What this means for the designer’s role
Taken together, these shifts point to something interesting: the role is moving toward orchestration. The designer becomes an orchestrator — not the person producing every artifact, but the one deciding how those artifacts come into existence. We’re producing fewer artifacts by hand and spending more time deciding which artifacts should exist at all — which flows are worth exploring, which screens deserve manual care, which pieces of the system the AI shouldn’t touch.
Upstream, the work is about defining intent — what a product should mean to the people using it, which constraints are non-negotiable, which problem is actually worth solving.
Downstream, the work shifts toward refining, selecting, and deciding — wherever in the toolchain that work happens to land. Shaping hierarchy, ensuring accessibility, maintaining coherence, resolving edge cases, and pushing back on features that add weight without adding value. A lot of design judgment is subtractive: deciding what not to include, what to simplify, what to defend against scope creep. That instinct — less is more, applied with purpose — is precisely what these tools don’t have, because they optimize for plausible output, not for restraint.
This shift isn’t only happening within design. On recent projects, developers have started using tools like Claude Design to explore functionality that comes up in client conversations — generating a working interface before design has been formally involved. The artifact arrives at the design review already half-resolved, and the conversation changes shape: less “let’s design this,” more “let’s interrogate what’s already there.” That review isn’t a rubber stamp — it’s where the work gets sharper, where edge cases surface, where the system stays intact. Generation is moving across roles; judgment is what design is being asked to bring.
Key takeaways
These months of working with these tools — across client projects and internal experiments — left us with a few principles we keep coming back to:
- Producing output is no longer scarce. What is scarce is the judgment that decides what’s worth producing.

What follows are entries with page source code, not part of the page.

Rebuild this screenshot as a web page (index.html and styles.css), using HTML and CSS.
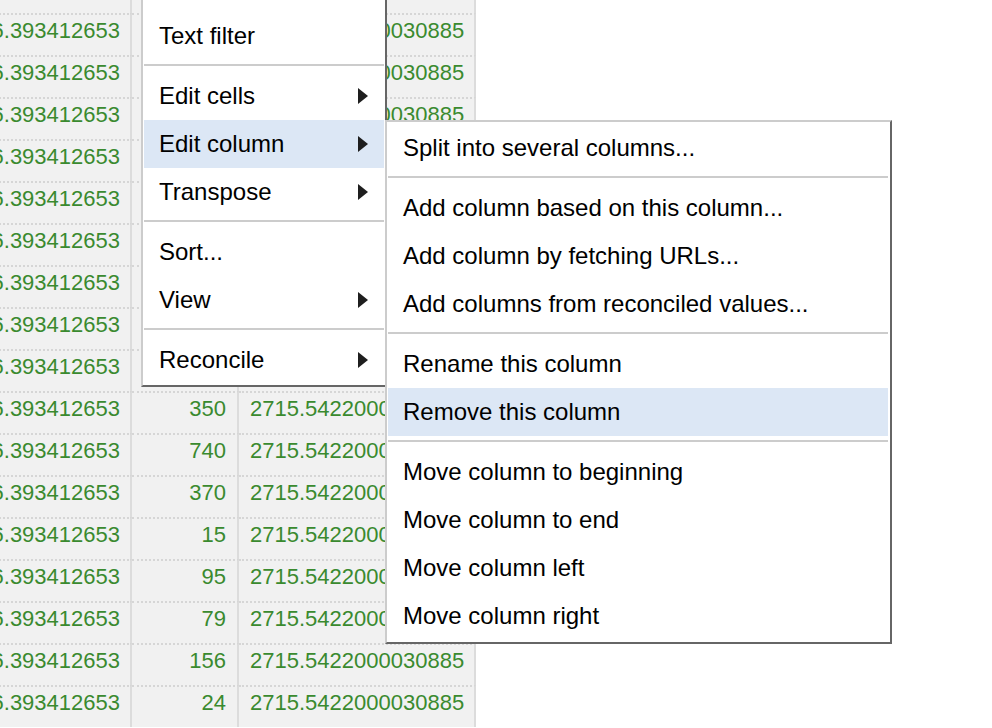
FILE: index.html
```html
<!DOCTYPE html>
<html>
<head>
<meta charset="utf-8">
<link rel="stylesheet" href="styles.css">
</head>
<body>
<div class="grid">
  <div class="row"><div class="c c1">36.393412653</div><div class="c c2">120</div><div class="c c3">2715.5422000030885</div></div>
  <div class="row"><div class="c c1">36.393412653</div><div class="c c2">210</div><div class="c c3">2715.5422000030885</div></div>
  <div class="row"><div class="c c1">36.393412653</div><div class="c c2">45</div><div class="c c3">2715.5422000030885</div></div>
  <div class="row"><div class="c c1">36.393412653</div><div class="c c2">60</div><div class="c c3">2715.5422000030885</div></div>
  <div class="row"><div class="c c1">36.393412653</div><div class="c c2">88</div><div class="c c3">2715.5422000030885</div></div>
  <div class="row"><div class="c c1">36.393412653</div><div class="c c2">430</div><div class="c c3">2715.5422000030885</div></div>
  <div class="row"><div class="c c1">36.393412653</div><div class="c c2">12</div><div class="c c3">2715.5422000030885</div></div>
  <div class="row"><div class="c c1">36.393412653</div><div class="c c2">67</div><div class="c c3">2715.5422000030885</div></div>
  <div class="row"><div class="c c1">36.393412653</div><div class="c c2">230</div><div class="c c3">2715.5422000030885</div></div>
  <div class="row"><div class="c c1">36.393412653</div><div class="c c2">51</div><div class="c c3">2715.5422000030885</div></div>
  <div class="row"><div class="c c1">36.393412653</div><div class="c c2">350</div><div class="c c3">2715.5422000030885</div></div>
  <div class="row"><div class="c c1">36.393412653</div><div class="c c2">740</div><div class="c c3">2715.5422000030885</div></div>
  <div class="row"><div class="c c1">36.393412653</div><div class="c c2">370</div><div class="c c3">2715.5422000030885</div></div>
  <div class="row"><div class="c c1">36.393412653</div><div class="c c2">15</div><div class="c c3">2715.5422000030885</div></div>
  <div class="row"><div class="c c1">36.393412653</div><div class="c c2">95</div><div class="c c3">2715.5422000030885</div></div>
  <div class="row"><div class="c c1">36.393412653</div><div class="c c2">79</div><div class="c c3">2715.5422000030885</div></div>
  <div class="row"><div class="c c1">36.393412653</div><div class="c c2">156</div><div class="c c3">2715.5422000030885</div></div>
  <div class="row"><div class="c c1">36.393412653</div><div class="c c2">24</div><div class="c c3">2715.5422000030885</div></div>
</div>

<div class="menu main-menu">
  <div class="item">Facet<span class="arrow"></span></div>
  <div class="item">Text filter</div>
  <div class="sep"></div>
  <div class="item">Edit cells<span class="arrow"></span></div>
  <div class="item active">Edit column<span class="arrow"></span></div>
  <div class="item">Transpose<span class="arrow"></span></div>
  <div class="sep"></div>
  <div class="item">Sort...</div>
  <div class="item">View<span class="arrow"></span></div>
  <div class="sep"></div>
  <div class="item">Reconcile<span class="arrow"></span></div>
</div>

<div class="menu sub-menu">
  <div class="item">Split into several columns...</div>
  <div class="sep"></div>
  <div class="item">Add column based on this column...</div>
  <div class="item">Add column by fetching URLs...</div>
  <div class="item">Add columns from reconciled values...</div>
  <div class="sep"></div>
  <div class="item">Rename this column</div>
  <div class="item active">Remove this column</div>
  <div class="sep"></div>
  <div class="item">Move column to beginning</div>
  <div class="item">Move column to end</div>
  <div class="item">Move column left</div>
  <div class="item">Move column right</div>
</div>
</body>
</html>
```

FILE: styles.css
```css
html, body {
  margin: 0;
  padding: 0;
  background: #ffffff;
  overflow: hidden;
}

body {
  width: 992px;
  height: 728px;
  position: relative;
  font-family: "Liberation Sans", Arial, sans-serif;
}

.grid {
  margin-left: -40px;
  margin-top: -29px;
  display: flex;
  flex-direction: column;
  width: 516px;
}

.row {
  display: flex;
}

.c {
  box-sizing: border-box;
  height: 42px;
  background: #f1f1f1;
  border-top: 2px dotted #d6d6d6;
  border-right: 2px solid #dcdcdc;
  font-size: 22px;
  line-height: 26px;
  padding-top: 3px;
  color: #3a8a2f;
  white-space: nowrap;
  overflow: hidden;
}

.c1 {
  width: 172px;
  text-align: right;
  padding-right: 10px;
}

.c2 {
  width: 107px;
  text-align: right;
  padding-right: 11px;
}

.c3 {
  width: 237px;
  text-align: left;
  padding-left: 11px;
}

.menu {
  position: absolute;
  box-sizing: border-box;
  background: #ffffff;
  border: 2px solid #cccccc;
  border-right-color: #666666;
  border-bottom-color: #666666;
}

.main-menu {
  left: 141px;
  top: -40px;
  width: 246px;
  padding: 2px 1px 1px 1px;
}

.sub-menu {
  left: 385px;
  top: 120px;
  width: 507px;
  padding: 2px 2px 2px 1px;
}

.item {
  position: relative;
  height: 48px;
  line-height: 48px;
  padding-left: 15px;
  font-size: 24px;
  color: #000000;
  white-space: nowrap;
}

.item.active {
  background: #dce7f5;
}

.arrow {
  position: absolute;
  right: 16px;
  top: 16px;
  width: 0;
  height: 0;
  border-left: 10px solid #1e1e1e;
  border-top: 8px solid transparent;
  border-bottom: 8px solid transparent;
}

.sep {
  height: 2px;
  background: #cccccc;
  margin: 4px 0 6px 0;
}
```
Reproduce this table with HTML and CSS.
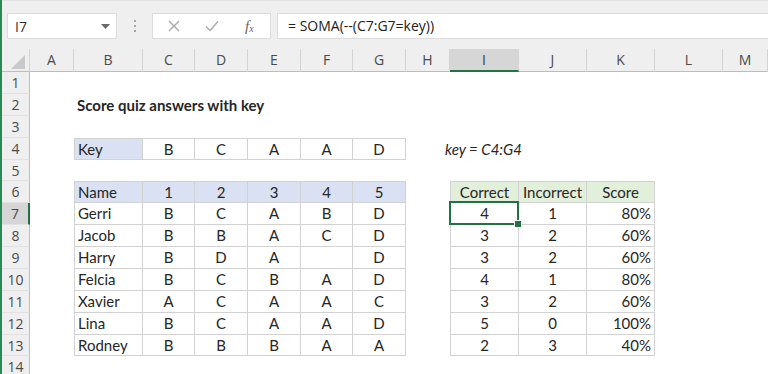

- Coherence is upstream of any prompt. Tools optimize for plausible output, not for fit with a brand, a context, or a user.
- Knowing when not to use a tool is becoming as important as knowing how to use it.
- Defending design decisions is part of the work. Tools generate options. Designers explain why a flow goes one way and not another, and stand behind that decision in front of clients and stakeholders.
- Generation is spreading across roles. Design is increasingly the layer of judgment over artifacts that arrive already half-resolved.
Being a designer in this context is less about how many screens you can produce, and more about which ones are worth producing in the first place — and why. AI brings speed. Design brings judgment. The first is now within anyone’s reach. The second is what we’re spending most of our energy on.